Good news for coffee lovers as Coventry University research finds consistent performance enhancing benefits of caffeine consumption: Researchers from Coventry University have discovered that the affects of caffeine on exercise performance do not diminish the longer people use it. It has long been acknowledged that the ingestion of caffeine can increase exercise performance.
But Coventry University researchers wanted to know if our bodies can get used to this – can the regular consumption of caffeine have a damaging effect on the performance enhancing benefits that it offers?
A new study, led by Dr Neil Clarke from Coventry University’s Centre for Sport, Exercise and Life Sciences, is the first of its kind to investigate the impact of regular caffeine consumption on the performance enhancing benefits of drinking coffee.
Moderate coffee consumption can be defined as three to five cups per day, based on the European Food Safety Authority’s review of caffeine safety.
And the results were good news for coffee lovers.
Dr Clarke said: “Our findings suggest that regularly consuming caffeine does not reduce the performance enhancing benefits of drinking coffee prior to exercise.

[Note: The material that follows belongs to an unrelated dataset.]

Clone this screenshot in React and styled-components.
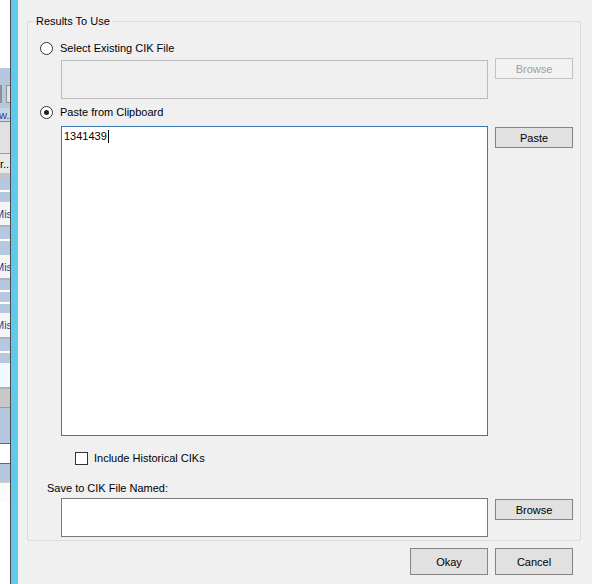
import React from "react";
import styled, { createGlobalStyle } from "styled-components";

const GlobalStyle = createGlobalStyle`
  html, body {
    margin: 0;
    padding: 0;
    background: #f0f0f0;
  }
  body {
    font-family: "Liberation Sans", Arial, sans-serif;
    font-size: 11px;
    color: #000;
  }
  * {
    box-sizing: border-box;
  }
`;

const BLUE = "#b6c8e0";

// what peeks out of the window lying behind the dialog
const stripRows = [
  { h: 68, bg: "#fff" },
  { h: 16, bg: BLUE },
  { h: 20, bg: BLUE, boxes: true },
  { h: 4, bg: BLUE },
  { h: 13, bg: "#c8d5e7", text: "w.A", color: "#2c3f8c", shift: -1 },
  { h: 1, bg: "#8c8c8c" },
  { h: 31, bg: "#e1e1e1" },
  { h: 1, bg: "#9a9a9a" },
  { h: 19, bg: "#e9e9e9", text: "r...", shift: 0 },
  { h: 4, bg: "#c4c4c4" },
  { h: 13, bg: BLUE },
  { h: 2, bg: "#fff" },
  { h: 10, bg: BLUE },
  { h: 23, bg: "#f5f5f5", text: "Mis", color: "#2c3f8c", shift: -5 },
  { h: 2, bg: "#a9b3c0" },
  { h: 12, bg: BLUE },
  { h: 2, bg: "#fff" },
  { h: 14, bg: BLUE },
  { h: 23, bg: "#f5f5f5", text: "Mis", color: "#2c3f8c", shift: -5 },
  { h: 2, bg: "#a9b3c0" },
  { h: 10, bg: BLUE },
  { h: 2, bg: "#fff" },
  { h: 10, bg: BLUE },
  { h: 2, bg: "#fff" },
  { h: 9, bg: BLUE },
  { h: 24, bg: "#f5f5f5", text: "Mis", color: "#2c3f8c", shift: -5 },
  { h: 2, bg: "#a9b3c0" },
  { h: 12, bg: BLUE },
  { h: 2, bg: "#fff" },
  { h: 10, bg: BLUE },
  { h: 24, bg: "#f0fafc" },
  { h: 2, bg: "#a9b3c0" },
  { h: 18, bg: "#c8c8c8" },
  { h: 1, bg: "#9a9a9a" },
  { h: 35, bg: BLUE },
  { h: 1, bg: "#666" },
  { h: 19, bg: "#fff" },
  { h: 1, bg: "#666" },
  { h: 18, bg: BLUE },
  { h: 1, bg: "#d0d0d0" },
  { h: 19, bg: "#fafafa" },
  { h: 82, bg: "#fff" },
];

const Screen = styled.div`
  display: flex;
  width: 592px;
  height: 584px;
  overflow: hidden;
  background: #f0f0f0;
`;

const BackWindow = styled.div`
  width: 10px;
  flex: none;
  display: flex;
  flex-direction: column;
  overflow: hidden;
  background: #fff;
`;

const StripRow = styled.div`
  height: ${(p) => p.$h}px;
  flex: none;
  display: flex;
  align-items: center;
  gap: 4px;
  background: ${(p) => p.$bg};
  color: ${(p) => p.$color || "#000"};
  font-size: 11px;
  line-height: 12px;
  white-space: nowrap;
  overflow: hidden;
`;

const StripText = styled.span`
  flex: none;
  margin-left: ${(p) => p.$shift}px;
`;

const StripBox = styled.span`
  flex: none;
  width: ${(p) => p.$w}px;
  height: 18px;
  background: #e4e4e4;
  border: 1px solid #8f8f8f;
`;

const WindowEdge = styled.div`
  width: 8px;
  flex: none;
  border-left: 1px solid #4a4a4a;
  background: #62c9ee;
`;

const Dialog = styled.div`
  flex: 1;
  display: flex;
  flex-direction: column;
  padding: 14px 11px 0 9px;
`;

const Group = styled.fieldset`
  margin: 0;
  padding: 0 0 3px 0;
  min-width: 0;
  border: 1px solid #d5dde3;
  border-radius: 2px;
`;

const Legend = styled.legend`
  margin-left: 6px;
  padding: 0 2px;
  line-height: 14px;
`;

const OptionRow = styled.div`
  display: flex;
  align-items: center;
  gap: ${(p) => p.$gap || 7}px;
  height: 13px;
  margin: ${(p) => p.$mt}px 0 0 ${(p) => p.$ml}px;
  line-height: 13px;
`;

const Radio = styled.span`
  flex: none;
  width: 13px;
  height: 13px;
  border-radius: 50%;
  border: 1px solid #333;
  background: #fff;
  display: flex;
  align-items: center;
  justify-content: center;

  &::after {
    content: "";
    width: 5px;
    height: 5px;
    border-radius: 50%;
    background: #222;
    display: ${(p) => (p.$checked ? "block" : "none")};
  }
`;

const Check = styled.span`
  flex: none;
  width: 13px;
  height: 13px;
  border: 1px solid #333;
  background: #fff;
`;

const FieldRow = styled.div`
  display: grid;
  grid-template-columns: 427px 78px;
  column-gap: 7px;
  align-items: start;
  margin: ${(p) => p.$mt}px 0 0 33px;
`;

const TextBox = styled.div`
  height: ${(p) => p.$h}px;
  margin-top: ${(p) => p.$offset || 0}px;
  padding: 3px 2px;
  line-height: 13px;
  font-size: 11px;
  border: 1px solid
    ${(p) =>
      p.$state === "focus" ? "#3a78b0" : p.$state === "disabled" ? "#bcbcbc" : "#7a7a7a"};
  background: ${(p) => (p.$state === "disabled" ? "#f0f0f0" : "#fff")};
`;

const Caret = styled.span`
  display: inline-block;
  width: 1px;
  height: 13px;
  margin-left: 1px;
  vertical-align: top;
  background: #000;
`;

const Button = styled.button`
  width: 78px;
  height: ${(p) => p.$h || 21}px;
  margin: ${(p) => p.$mt || 0}px 0 0 0;
  padding: 0;
  font-family: "Liberation Sans", Arial, sans-serif;
  font-size: 11px;
  color: #000;
  background: #e1e1e1;
  border: 1px solid #858585;
  border-radius: 0;

  &:disabled {
    color: #a0a0a0;
    background: #f2f2f2;
    border-color: #c2c2c2;
  }
`;

const Label = styled.div`
  margin: 17px 0 0 19px;
  line-height: 13px;
`;

const Footer = styled.div`
  display: flex;
  justify-content: flex-end;
  gap: 7px;
  margin-top: 7px;
  padding-right: 8px;
`;

export default function App() {
  return (
    <Screen>
      <GlobalStyle />
      <BackWindow>
        {stripRows.map((r, i) => (
          <StripRow key={i} $h={r.h} $bg={r.bg} $color={r.color}>
            {r.boxes && (
              <>
                <StripBox $w={2} />
                <StripBox $w={6} />
              </>
            )}
            {r.text && <StripText $shift={r.shift}>{r.text}</StripText>}
          </StripRow>
        ))}
      </BackWindow>
      <WindowEdge />
      <Dialog>
        <Group>
          <Legend>Results To Use</Legend>

          <OptionRow $mt={14} $ml={12}>
            <Radio />
            Select Existing CIK File
          </OptionRow>
          <FieldRow $mt={3}>
            <TextBox $state="disabled" $h={39} $offset={2} />
            <Button disabled>Browse</Button>
          </FieldRow>

          <OptionRow $mt={7} $ml={12}>
            <Radio $checked />
            Paste from Clipboard
          </OptionRow>
          <FieldRow $mt={7}>
            <TextBox $state="focus" $h={310}>
              1341439
              <Caret />
            </TextBox>
            <Button $mt={1}>Paste</Button>
          </FieldRow>

          <OptionRow $mt={16} $ml={47} $gap={6}>
            <Check />
            Include Historical CIKs
          </OptionRow>

          <Label>Save to CIK File Named:</Label>
          <FieldRow $mt={3}>
            <TextBox $h={39} />
            <Button $mt={1}>Browse</Button>
          </FieldRow>
        </Group>

        <Footer>
          <Button $h={27}>Okay</Button>
          <Button $h={27}>Cancel</Button>
        </Footer>
      </Dialog>
    </Screen>
  );
}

We hope this comes as good news to coffee lovers, as it is a practical and tasty source of caffeine that offers a boost for those looking to achieve their fitness goals this year.”
Dr Clarke and his team recruited 46 recreational cyclists who had trained one to three times a week for at least 12 months. T he participants were asked to complete a questionnaire to assess their habitual caffeine consumption.
Based on the results, the participants were divided into two groups: those who typically drank one or two cups per day (the ‘low’ group), and those who drank four to five cups per day (the ‘high’ group).
They were then given either a caffeinated coffee, or a placebo, and 60 minutes after consumption were then asked to complete a timed five kilometre cycling trial.
As expected, the team found that drinking the caffeinated coffee one hour before the trial resulted in improved cycling times by an average of 1.7%. But that’s not all.
The results revealed there was no statistical difference in performance found between participants with a low or high regular intake of caffeine.
Dr Clarke is now looking to extend this research to explore if different doses of caffeine and timing strategies can enhance exercise performance.